| Required task |
Every line must be returned precisely as it is written.

| Data extract |
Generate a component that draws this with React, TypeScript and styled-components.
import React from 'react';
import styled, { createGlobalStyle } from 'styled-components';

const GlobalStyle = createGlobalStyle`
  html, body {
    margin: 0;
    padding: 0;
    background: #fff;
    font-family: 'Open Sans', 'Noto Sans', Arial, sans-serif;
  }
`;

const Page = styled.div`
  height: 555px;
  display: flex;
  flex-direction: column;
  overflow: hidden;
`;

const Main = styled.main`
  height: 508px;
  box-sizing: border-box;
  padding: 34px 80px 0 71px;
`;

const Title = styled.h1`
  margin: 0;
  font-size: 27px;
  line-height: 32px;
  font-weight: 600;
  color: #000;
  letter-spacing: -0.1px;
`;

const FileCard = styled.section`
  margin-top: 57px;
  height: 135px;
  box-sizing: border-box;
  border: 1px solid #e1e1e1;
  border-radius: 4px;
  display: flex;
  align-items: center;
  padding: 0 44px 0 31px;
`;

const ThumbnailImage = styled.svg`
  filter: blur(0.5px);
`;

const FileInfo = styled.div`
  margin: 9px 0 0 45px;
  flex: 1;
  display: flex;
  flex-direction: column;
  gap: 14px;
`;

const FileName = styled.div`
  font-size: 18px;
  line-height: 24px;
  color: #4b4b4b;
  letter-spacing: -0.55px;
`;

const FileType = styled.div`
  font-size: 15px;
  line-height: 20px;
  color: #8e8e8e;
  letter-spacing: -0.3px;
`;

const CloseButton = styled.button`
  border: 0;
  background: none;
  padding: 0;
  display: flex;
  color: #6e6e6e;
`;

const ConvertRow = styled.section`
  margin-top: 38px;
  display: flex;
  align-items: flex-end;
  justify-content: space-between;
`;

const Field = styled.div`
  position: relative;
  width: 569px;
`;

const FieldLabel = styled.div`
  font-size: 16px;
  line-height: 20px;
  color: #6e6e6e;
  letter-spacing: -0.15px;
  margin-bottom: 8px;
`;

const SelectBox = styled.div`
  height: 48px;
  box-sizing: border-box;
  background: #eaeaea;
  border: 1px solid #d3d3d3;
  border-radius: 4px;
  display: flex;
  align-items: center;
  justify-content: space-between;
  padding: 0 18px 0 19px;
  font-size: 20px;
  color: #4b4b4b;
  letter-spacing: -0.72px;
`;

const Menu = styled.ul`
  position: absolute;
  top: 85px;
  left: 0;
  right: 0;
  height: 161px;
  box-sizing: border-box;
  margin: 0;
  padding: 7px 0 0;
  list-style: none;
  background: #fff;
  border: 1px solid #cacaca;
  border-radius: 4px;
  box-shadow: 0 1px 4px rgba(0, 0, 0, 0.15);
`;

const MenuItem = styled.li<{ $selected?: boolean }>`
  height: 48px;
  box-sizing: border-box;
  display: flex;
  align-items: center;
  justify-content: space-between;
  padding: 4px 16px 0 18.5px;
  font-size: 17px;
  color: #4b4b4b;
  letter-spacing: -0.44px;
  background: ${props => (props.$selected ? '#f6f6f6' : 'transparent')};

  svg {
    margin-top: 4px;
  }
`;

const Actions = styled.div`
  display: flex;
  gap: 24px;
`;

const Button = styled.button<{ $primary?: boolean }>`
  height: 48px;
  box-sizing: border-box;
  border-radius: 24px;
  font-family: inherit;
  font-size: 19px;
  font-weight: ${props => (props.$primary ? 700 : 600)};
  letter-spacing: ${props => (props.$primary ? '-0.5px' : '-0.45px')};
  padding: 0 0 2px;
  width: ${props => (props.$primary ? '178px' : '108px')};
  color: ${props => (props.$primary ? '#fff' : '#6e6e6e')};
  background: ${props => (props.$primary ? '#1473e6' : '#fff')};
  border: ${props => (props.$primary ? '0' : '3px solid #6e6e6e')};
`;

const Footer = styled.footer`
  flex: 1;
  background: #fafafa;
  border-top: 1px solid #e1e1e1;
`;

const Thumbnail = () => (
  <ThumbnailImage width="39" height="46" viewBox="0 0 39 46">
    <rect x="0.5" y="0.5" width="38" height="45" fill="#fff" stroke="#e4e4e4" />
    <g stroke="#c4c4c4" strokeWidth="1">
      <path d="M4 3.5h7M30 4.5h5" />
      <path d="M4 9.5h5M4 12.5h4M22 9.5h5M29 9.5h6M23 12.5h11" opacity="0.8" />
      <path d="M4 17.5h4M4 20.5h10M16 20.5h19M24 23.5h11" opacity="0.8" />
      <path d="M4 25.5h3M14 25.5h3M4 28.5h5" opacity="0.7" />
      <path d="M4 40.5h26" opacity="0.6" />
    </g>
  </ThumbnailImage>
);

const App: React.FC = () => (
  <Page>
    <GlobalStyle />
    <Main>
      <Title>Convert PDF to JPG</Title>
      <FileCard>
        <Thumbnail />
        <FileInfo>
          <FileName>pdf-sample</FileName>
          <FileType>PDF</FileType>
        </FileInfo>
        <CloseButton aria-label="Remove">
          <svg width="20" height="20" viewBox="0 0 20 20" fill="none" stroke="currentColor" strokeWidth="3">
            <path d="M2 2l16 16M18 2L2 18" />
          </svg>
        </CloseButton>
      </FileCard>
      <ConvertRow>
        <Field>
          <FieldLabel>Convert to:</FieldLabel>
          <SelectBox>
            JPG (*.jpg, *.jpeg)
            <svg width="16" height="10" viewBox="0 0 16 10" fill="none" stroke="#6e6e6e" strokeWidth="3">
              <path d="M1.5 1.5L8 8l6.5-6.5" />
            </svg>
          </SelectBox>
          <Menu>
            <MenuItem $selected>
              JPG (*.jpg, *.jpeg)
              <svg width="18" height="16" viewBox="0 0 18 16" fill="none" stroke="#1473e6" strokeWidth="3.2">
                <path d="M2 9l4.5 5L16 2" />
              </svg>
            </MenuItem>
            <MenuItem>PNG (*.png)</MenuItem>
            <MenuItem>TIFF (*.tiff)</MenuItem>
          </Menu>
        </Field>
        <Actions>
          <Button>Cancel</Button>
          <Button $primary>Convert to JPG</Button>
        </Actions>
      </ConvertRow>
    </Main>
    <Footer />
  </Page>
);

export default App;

| Result for this task |
Generate a component that draws this with React, TypeScript and styled-components.
import React from 'react';
import styled, { createGlobalStyle } from 'styled-components';

const GlobalStyle = createGlobalStyle`
  html, body {
    margin: 0;
    padding: 0;
    background: #fff;
    font-family: 'Open Sans', 'Noto Sans', Arial, sans-serif;
  }
`;

const Page = styled.div`
  height: 555px;
  display: flex;
  flex-direction: column;
  overflow: hidden;
`;

const Main = styled.main`
  height: 508px;
  box-sizing: border-box;
  padding: 34px 80px 0 71px;
`;

const Title = styled.h1`
  margin: 0;
  font-size: 27px;
  line-height: 32px;
  font-weight: 600;
  color: #000;
  letter-spacing: -0.1px;
`;

const FileCard = styled.section`
  margin-top: 57px;
  height: 135px;
  box-sizing: border-box;
  border: 1px solid #e1e1e1;
  border-radius: 4px;
  display: flex;
  align-items: center;
  padding: 0 44px 0 31px;
`;

const ThumbnailImage = styled.svg`
  filter: blur(0.5px);
`;

const FileInfo = styled.div`
  margin: 9px 0 0 45px;
  flex: 1;
  display: flex;
  flex-direction: column;
  gap: 14px;
`;

const FileName = styled.div`
  font-size: 18px;
  line-height: 24px;
  color: #4b4b4b;
  letter-spacing: -0.55px;
`;

const FileType = styled.div`
  font-size: 15px;
  line-height: 20px;
  color: #8e8e8e;
  letter-spacing: -0.3px;
`;

const CloseButton = styled.button`
  border: 0;
  background: none;
  padding: 0;
  display: flex;
  color: #6e6e6e;
`;

const ConvertRow = styled.section`
  margin-top: 38px;
  display: flex;
  align-items: flex-end;
  justify-content: space-between;
`;

const Field = styled.div`
  position: relative;
  width: 569px;
`;

const FieldLabel = styled.div`
  font-size: 16px;
  line-height: 20px;
  color: #6e6e6e;
  letter-spacing: -0.15px;
  margin-bottom: 8px;
`;

const SelectBox = styled.div`
  height: 48px;
  box-sizing: border-box;
  background: #eaeaea;
  border: 1px solid #d3d3d3;
  border-radius: 4px;
  display: flex;
  align-items: center;
  justify-content: space-between;
  padding: 0 18px 0 19px;
  font-size: 20px;
  color: #4b4b4b;
  letter-spacing: -0.72px;
`;

const Menu = styled.ul`
  position: absolute;
  top: 85px;
  left: 0;
  right: 0;
  height: 161px;
  box-sizing: border-box;
  margin: 0;
  padding: 7px 0 0;
  list-style: none;
  background: #fff;
  border: 1px solid #cacaca;
  border-radius: 4px;
  box-shadow: 0 1px 4px rgba(0, 0, 0, 0.15);
`;

const MenuItem = styled.li<{ $selected?: boolean }>`
  height: 48px;
  box-sizing: border-box;
  display: flex;
  align-items: center;
  justify-content: space-between;
  padding: 4px 16px 0 18.5px;
  font-size: 17px;
  color: #4b4b4b;
  letter-spacing: -0.44px;
  background: ${props => (props.$selected ? '#f6f6f6' : 'transparent')};

  svg {
    margin-top: 4px;
  }
`;

const Actions = styled.div`
  display: flex;
  gap: 24px;
`;

const Button = styled.button<{ $primary?: boolean }>`
  height: 48px;
  box-sizing: border-box;
  border-radius: 24px;
  font-family: inherit;
  font-size: 19px;
  font-weight: ${props => (props.$primary ? 700 : 600)};
  letter-spacing: ${props => (props.$primary ? '-0.5px' : '-0.45px')};
  padding: 0 0 2px;
  width: ${props => (props.$primary ? '178px' : '108px')};
  color: ${props => (props.$primary ? '#fff' : '#6e6e6e')};
  background: ${props => (props.$primary ? '#1473e6' : '#fff')};
  border: ${props => (props.$primary ? '0' : '3px solid #6e6e6e')};
`;

const Footer = styled.footer`
  flex: 1;
  background: #fafafa;
  border-top: 1px solid #e1e1e1;
`;

const Thumbnail = () => (
  <ThumbnailImage width="39" height="46" viewBox="0 0 39 46">
    <rect x="0.5" y="0.5" width="38" height="45" fill="#fff" stroke="#e4e4e4" />
    <g stroke="#c4c4c4" strokeWidth="1">
      <path d="M4 3.5h7M30 4.5h5" />
      <path d="M4 9.5h5M4 12.5h4M22 9.5h5M29 9.5h6M23 12.5h11" opacity="0.8" />
      <path d="M4 17.5h4M4 20.5h10M16 20.5h19M24 23.5h11" opacity="0.8" />
      <path d="M4 25.5h3M14 25.5h3M4 28.5h5" opacity="0.7" />
      <path d="M4 40.5h26" opacity="0.6" />
    </g>
  </ThumbnailImage>
);

const App: React.FC = () => (
  <Page>
    <GlobalStyle />
    <Main>
      <Title>Convert PDF to JPG</Title>
      <FileCard>
        <Thumbnail />
        <FileInfo>
          <FileName>pdf-sample</FileName>
          <FileType>PDF</FileType>
        </FileInfo>
        <CloseButton aria-label="Remove">
          <svg width="20" height="20" viewBox="0 0 20 20" fill="none" stroke="currentColor" strokeWidth="3">
            <path d="M2 2l16 16M18 2L2 18" />
          </svg>
        </CloseButton>
      </FileCard>
      <ConvertRow>
        <Field>
          <FieldLabel>Convert to:</FieldLabel>
          <SelectBox>
            JPG (*.jpg, *.jpeg)
            <svg width="16" height="10" viewBox="0 0 16 10" fill="none" stroke="#6e6e6e" strokeWidth="3">
              <path d="M1.5 1.5L8 8l6.5-6.5" />
            </svg>
          </SelectBox>
          <Menu>
            <MenuItem $selected>
              JPG (*.jpg, *.jpeg)
              <svg width="18" height="16" viewBox="0 0 18 16" fill="none" stroke="#1473e6" strokeWidth="3.2">
                <path d="M2 9l4.5 5L16 2" />
              </svg>
            </MenuItem>
            <MenuItem>PNG (*.png)</MenuItem>
            <MenuItem>TIFF (*.tiff)</MenuItem>
          </Menu>
        </Field>
        <Actions>
          <Button>Cancel</Button>
          <Button $primary>Convert to JPG</Button>
        </Actions>
      </ConvertRow>
    </Main>
    <Footer />
  </Page>
);

export default App;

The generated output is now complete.